*What you need to do*
Each line that contains the string "this" counts once; report how many such lines appear in the data, as a number only.

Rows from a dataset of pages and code
start
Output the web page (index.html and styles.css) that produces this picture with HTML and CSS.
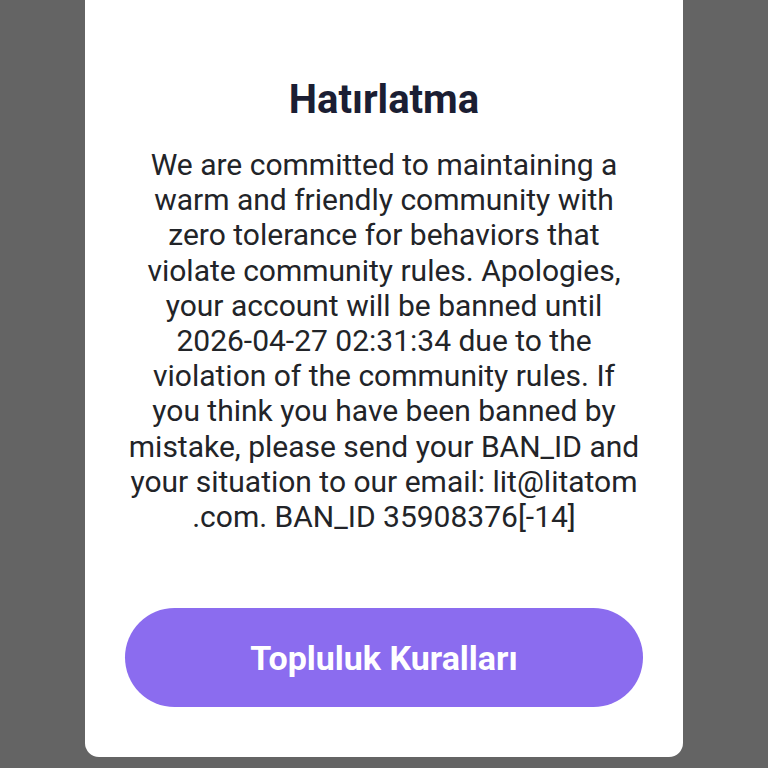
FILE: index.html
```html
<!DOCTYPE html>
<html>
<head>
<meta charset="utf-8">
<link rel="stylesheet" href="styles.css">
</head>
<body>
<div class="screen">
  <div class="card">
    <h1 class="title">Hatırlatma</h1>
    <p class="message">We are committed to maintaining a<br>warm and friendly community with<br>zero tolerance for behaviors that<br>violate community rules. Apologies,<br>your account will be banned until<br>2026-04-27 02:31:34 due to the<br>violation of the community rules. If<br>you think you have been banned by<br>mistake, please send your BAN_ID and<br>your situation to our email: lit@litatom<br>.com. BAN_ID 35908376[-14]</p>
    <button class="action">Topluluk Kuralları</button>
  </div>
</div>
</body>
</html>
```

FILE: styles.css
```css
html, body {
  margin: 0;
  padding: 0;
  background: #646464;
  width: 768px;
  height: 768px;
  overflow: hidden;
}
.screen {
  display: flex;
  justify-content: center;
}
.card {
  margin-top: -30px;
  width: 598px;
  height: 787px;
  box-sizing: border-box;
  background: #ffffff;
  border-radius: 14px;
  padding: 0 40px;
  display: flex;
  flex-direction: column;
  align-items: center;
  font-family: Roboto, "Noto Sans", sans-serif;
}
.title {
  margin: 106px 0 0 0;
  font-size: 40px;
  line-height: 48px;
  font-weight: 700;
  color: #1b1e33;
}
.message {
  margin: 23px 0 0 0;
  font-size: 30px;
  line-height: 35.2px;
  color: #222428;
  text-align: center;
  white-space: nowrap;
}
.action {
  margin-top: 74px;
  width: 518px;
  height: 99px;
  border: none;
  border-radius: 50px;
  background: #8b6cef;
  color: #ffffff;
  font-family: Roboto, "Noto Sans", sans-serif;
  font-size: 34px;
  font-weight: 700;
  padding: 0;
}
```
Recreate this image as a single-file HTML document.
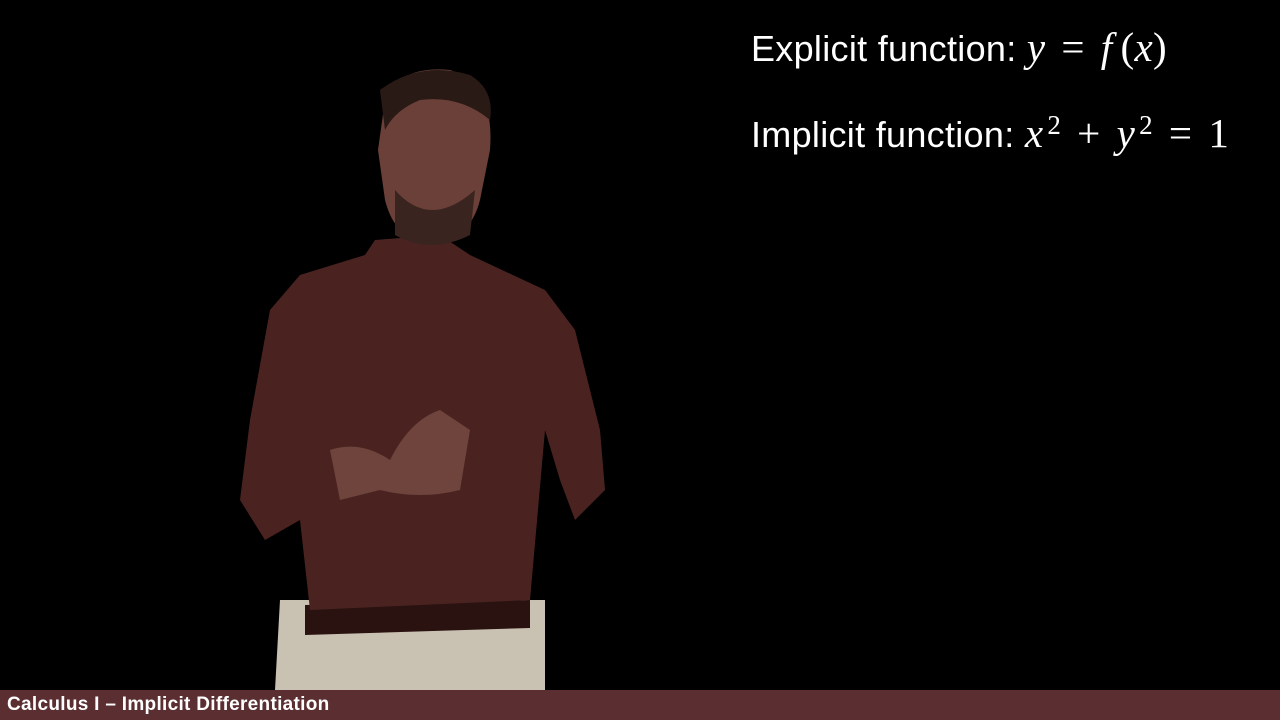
end
start
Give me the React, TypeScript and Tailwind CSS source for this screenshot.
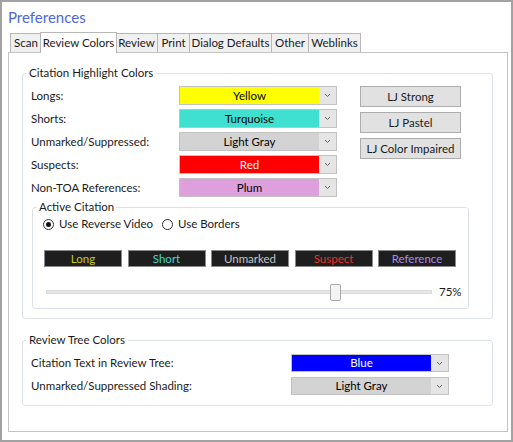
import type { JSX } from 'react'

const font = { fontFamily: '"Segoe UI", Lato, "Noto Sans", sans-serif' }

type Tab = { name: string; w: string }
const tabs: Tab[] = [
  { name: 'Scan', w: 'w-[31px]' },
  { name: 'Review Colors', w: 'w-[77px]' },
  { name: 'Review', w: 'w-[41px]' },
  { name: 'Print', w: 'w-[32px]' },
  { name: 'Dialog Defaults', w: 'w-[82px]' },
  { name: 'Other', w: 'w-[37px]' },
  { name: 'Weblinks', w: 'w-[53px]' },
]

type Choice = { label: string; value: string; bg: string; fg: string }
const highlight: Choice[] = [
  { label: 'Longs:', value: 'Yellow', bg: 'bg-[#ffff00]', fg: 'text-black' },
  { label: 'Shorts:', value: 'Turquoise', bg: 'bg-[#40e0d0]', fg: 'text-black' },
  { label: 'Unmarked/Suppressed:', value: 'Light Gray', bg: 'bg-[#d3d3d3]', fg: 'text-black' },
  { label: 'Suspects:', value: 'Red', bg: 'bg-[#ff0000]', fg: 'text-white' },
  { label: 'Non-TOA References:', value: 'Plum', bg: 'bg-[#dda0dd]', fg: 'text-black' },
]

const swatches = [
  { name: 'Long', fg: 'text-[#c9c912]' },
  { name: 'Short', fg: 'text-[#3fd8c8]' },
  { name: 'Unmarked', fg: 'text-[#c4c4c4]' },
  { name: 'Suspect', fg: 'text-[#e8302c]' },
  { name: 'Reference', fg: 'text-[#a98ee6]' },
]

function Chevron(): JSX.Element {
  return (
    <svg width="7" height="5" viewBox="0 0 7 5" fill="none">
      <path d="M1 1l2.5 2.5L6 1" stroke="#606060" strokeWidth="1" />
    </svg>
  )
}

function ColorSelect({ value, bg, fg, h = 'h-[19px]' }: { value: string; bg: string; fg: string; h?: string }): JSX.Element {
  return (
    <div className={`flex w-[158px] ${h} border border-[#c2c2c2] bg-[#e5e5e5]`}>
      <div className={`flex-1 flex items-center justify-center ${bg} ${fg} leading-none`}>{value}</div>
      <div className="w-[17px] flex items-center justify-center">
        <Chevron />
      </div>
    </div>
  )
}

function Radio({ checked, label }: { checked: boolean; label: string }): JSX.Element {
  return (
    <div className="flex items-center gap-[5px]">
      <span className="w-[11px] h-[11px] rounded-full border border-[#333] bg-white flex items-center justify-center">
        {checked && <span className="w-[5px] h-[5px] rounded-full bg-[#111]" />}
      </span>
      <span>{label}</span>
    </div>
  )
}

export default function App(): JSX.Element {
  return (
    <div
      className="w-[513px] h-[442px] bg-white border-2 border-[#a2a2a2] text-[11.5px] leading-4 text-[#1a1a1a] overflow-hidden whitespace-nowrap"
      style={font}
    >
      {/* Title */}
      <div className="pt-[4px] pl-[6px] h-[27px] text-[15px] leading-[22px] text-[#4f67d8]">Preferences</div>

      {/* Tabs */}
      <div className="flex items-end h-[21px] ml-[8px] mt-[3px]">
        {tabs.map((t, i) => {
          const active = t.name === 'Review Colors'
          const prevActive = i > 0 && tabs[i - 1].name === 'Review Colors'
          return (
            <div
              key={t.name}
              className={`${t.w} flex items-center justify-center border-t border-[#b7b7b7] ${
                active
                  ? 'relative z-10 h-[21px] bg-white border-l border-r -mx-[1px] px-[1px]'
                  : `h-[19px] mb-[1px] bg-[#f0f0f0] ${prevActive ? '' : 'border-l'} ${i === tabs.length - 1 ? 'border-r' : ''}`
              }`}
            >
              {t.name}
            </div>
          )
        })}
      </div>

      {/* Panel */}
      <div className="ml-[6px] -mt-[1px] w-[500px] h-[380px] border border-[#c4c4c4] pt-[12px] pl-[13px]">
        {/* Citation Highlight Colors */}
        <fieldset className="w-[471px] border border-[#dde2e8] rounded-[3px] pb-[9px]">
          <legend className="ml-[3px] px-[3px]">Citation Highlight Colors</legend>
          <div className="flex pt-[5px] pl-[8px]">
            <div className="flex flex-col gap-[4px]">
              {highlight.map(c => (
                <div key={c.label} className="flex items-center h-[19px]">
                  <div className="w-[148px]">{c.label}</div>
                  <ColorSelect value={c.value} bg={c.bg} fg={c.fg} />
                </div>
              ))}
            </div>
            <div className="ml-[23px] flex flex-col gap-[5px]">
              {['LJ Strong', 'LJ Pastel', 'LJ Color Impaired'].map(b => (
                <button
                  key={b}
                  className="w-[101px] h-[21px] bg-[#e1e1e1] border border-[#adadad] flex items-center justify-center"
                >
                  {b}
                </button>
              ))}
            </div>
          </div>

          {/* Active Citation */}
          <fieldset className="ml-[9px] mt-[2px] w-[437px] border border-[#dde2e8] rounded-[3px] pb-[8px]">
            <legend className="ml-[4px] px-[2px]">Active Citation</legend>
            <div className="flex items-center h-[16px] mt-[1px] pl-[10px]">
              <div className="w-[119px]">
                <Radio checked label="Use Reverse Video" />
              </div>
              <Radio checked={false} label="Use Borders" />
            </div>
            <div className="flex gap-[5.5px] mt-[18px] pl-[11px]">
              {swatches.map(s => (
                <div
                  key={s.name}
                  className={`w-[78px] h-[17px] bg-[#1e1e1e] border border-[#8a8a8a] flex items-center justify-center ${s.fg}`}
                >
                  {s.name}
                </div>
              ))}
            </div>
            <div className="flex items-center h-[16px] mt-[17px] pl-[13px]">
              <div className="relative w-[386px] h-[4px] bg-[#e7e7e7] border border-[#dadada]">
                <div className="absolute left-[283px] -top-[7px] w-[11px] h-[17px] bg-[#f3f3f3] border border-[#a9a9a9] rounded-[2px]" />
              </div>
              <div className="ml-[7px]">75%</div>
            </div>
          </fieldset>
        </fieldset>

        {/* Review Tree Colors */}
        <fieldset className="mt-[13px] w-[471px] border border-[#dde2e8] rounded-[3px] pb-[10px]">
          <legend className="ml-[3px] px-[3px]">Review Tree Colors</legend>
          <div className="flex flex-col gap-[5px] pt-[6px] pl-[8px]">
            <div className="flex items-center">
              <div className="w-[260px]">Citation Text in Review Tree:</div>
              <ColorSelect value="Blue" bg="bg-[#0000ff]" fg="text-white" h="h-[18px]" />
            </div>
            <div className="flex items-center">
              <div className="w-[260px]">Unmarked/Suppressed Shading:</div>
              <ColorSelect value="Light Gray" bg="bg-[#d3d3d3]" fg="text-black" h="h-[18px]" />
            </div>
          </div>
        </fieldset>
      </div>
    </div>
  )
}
end
*Expected answer*
3